Any controversies or disputes arising out of or relating to this Agreement will be resolved by binding arbitration under the rules of the American Arbitration Association. The arbitrator’s award will be final, and judgment may be entered upon it by any court having proper jurisdiction.
Amendment, Waiver and Entire Agreement
Any of these master terms and conditions may be amended or waived only with the written consent of the Parties. The Agreement, including any exhibits and appendices thereto, constitutes the entire agreement of the Parties and supersedes all oral negotiations and prior writings with respect to the subject matter hereof.
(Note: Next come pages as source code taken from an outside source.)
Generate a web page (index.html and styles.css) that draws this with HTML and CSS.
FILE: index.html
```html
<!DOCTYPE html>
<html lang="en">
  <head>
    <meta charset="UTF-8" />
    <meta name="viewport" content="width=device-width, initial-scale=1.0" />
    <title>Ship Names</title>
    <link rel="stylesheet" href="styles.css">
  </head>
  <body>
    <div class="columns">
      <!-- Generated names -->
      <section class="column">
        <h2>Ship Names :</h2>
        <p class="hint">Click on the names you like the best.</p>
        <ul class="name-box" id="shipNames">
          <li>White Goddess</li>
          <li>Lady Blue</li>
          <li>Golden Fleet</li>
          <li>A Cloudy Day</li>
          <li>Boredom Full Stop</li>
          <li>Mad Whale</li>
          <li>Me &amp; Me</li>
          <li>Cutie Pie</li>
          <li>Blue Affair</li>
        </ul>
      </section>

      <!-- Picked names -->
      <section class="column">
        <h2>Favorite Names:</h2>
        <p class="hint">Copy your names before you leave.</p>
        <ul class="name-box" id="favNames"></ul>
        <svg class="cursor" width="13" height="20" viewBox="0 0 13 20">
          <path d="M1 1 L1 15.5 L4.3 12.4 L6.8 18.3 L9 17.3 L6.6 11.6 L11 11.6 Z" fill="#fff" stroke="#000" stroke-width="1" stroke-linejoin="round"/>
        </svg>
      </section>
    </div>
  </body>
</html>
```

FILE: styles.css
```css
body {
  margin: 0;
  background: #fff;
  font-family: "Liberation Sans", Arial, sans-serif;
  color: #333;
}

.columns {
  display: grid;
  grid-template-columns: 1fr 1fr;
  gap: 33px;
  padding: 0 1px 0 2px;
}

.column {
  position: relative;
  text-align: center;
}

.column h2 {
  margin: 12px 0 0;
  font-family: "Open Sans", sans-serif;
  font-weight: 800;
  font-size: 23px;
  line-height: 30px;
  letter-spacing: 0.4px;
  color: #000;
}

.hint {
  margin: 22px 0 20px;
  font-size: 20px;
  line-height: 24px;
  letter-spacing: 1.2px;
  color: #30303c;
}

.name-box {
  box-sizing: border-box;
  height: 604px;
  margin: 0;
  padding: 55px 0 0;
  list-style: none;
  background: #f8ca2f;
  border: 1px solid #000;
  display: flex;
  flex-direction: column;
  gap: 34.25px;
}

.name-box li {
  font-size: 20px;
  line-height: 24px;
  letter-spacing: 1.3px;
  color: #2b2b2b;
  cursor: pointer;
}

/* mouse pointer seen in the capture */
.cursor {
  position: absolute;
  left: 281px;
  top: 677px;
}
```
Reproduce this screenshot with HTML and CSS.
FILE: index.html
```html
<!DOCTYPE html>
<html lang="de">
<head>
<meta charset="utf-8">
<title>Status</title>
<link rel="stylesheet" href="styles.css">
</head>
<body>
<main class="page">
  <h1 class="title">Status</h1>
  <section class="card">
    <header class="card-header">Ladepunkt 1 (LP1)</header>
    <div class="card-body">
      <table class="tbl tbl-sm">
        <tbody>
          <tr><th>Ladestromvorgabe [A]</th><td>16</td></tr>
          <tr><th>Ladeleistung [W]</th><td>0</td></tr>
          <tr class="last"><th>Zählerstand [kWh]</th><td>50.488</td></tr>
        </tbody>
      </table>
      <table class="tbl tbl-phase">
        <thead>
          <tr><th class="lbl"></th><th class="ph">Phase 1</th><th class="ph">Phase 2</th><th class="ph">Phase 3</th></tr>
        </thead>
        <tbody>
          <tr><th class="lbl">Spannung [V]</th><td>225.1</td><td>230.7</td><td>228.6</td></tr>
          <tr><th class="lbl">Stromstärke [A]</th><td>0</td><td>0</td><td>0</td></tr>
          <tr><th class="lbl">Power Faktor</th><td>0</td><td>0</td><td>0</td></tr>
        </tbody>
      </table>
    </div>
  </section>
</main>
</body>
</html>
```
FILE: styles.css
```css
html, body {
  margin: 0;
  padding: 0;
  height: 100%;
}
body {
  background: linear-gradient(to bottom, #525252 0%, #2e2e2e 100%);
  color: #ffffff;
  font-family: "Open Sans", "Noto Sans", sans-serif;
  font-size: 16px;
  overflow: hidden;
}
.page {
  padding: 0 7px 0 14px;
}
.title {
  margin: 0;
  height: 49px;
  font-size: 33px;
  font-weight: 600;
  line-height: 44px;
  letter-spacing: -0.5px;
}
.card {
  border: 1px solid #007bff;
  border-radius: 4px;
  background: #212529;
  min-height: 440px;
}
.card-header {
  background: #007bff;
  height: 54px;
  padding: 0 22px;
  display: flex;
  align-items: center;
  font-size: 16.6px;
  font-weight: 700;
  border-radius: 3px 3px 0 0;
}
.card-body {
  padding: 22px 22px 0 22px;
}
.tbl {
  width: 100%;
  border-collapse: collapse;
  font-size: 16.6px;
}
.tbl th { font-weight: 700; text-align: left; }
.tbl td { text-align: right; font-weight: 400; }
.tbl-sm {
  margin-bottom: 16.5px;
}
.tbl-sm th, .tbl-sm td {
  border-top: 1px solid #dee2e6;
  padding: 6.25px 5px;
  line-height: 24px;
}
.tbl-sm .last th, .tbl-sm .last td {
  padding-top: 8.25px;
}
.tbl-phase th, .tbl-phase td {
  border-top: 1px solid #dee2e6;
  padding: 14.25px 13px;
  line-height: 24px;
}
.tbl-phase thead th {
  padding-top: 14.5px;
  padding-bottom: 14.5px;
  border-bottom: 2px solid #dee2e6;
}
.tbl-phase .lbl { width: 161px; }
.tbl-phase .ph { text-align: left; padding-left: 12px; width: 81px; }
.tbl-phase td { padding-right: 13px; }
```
If any portion of the Agreement is held to be unenforceable under applicable law, the Parties agree that such provision shall be excluded from the Agreement, the balance of the Agreement shall be interpreted as if such provision were so excluded, and the balance of the Agreement shall be enforceable in accordance with its terms.
In the event there is a conflict between these master terms and conditions and the provisions of any SOW or other addendum, the language of the SOW or other addendum shall control where the SOW or other addendum expressly indicates the Parties’ intention to modify the master terms and conditions for the purposes of the Engagement set forth in the applicable SOW or other addendum.